Having given the American people a slight respite — what, about two weeks? — from contentious budget arguments, Congress is embarking upon another battle royale. A 29-person committee made up of seven representatives and 22 senators convened Wednesday to begin devising a spending plan for the current fiscal year.
If it seems as though we just went through this exercise it's because, in a way, we did. The arguments were slightly different, but just a few weeks ago, congressional members agreed upon a continuing resolution that reopened the federal government and raised the nation's debt ceiling until Jan. 15. Now, as they sit down to begin talks, one of the foremost issues will be the sequester that led to across-the-board cuts in federal programs that fall under the heading of discretionary spending.

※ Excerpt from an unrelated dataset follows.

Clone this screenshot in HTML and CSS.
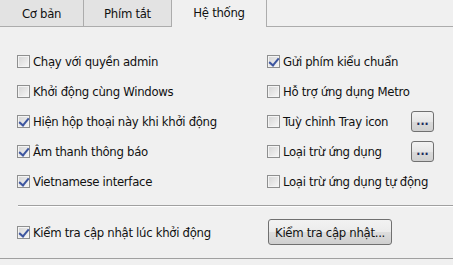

If Congress cannot reach a budget agreement this time around, sequestration again will reduce the budget for many federal programs, which recently led The New York Times to report, "Though Republicans and Democrats remain far apart on virtually every matter of policy, they agree on one: Sequestration must end."
Which brings up a pertinent question: Why?
Created by a debt-ceiling debate that resulted in the Budget Control Act of 2011, sequestration results in automatic cuts for discretionary federal spending unless lawmakers can agree on a budget. This year, sequestration shaved $57 billion from domestic and military spending, which seems drastic until you consider that it lowered the budget from $1.043 trillion to $986 billion -- a reduction of about 5 percent. Without congressional intervention, sequestration would force a reduction of about $89 billion from the planned spending for 2014, down to $967 billion.
"We agree there are smarter ways to cut spending," said House Budget Committee Chairman Paul Ryan, R-Wis., who will lead the discussions for his party. "It's not our preferred route to reducing deficits and spending, but it works."
The across-the-board cuts of the sequester have been likened to using a meat cleaver rather a scalpel to trim the fat off the budget. Yet the Democrats in Washington have had a difficult time selling the danger of such a process to the American people. President Barack Obama has spoken at times of making it a priority to restore sequester cuts; Sen. Patty Murray, D-Wash., made a tour of the state earlier this year, stressing the damage caused by the cuts; and other lawmakers have done the same before their own constituencies.
Yet a Washington Post-ABC News poll taken in September showed that the sequester had grown in popularity compared with several months prior, with 43 percent now approving of cuts. "Despite warnings from the White House and the Defense Department that the sequester would severely damage the economy and America's military, polling suggests Americans have yet to see major effects in their lives," The Post reported.
The fact is, the American people have a difficult time believing that cutting $57 billion from a trillion-dollar budget this year was actually harmful. As The New York Times recently reported, "When cuts known as sequestration hit, the Justice Department suddenly found more than half a billion dollars in unspent money from the previous year."
That kind of news leaves taxpayers incredulous when they hear predictions of dire consequences if sequester cuts go into effect again. Reducing the federal budget $89 billion compared to what it's expected to be in 2014? That sounds like a good start.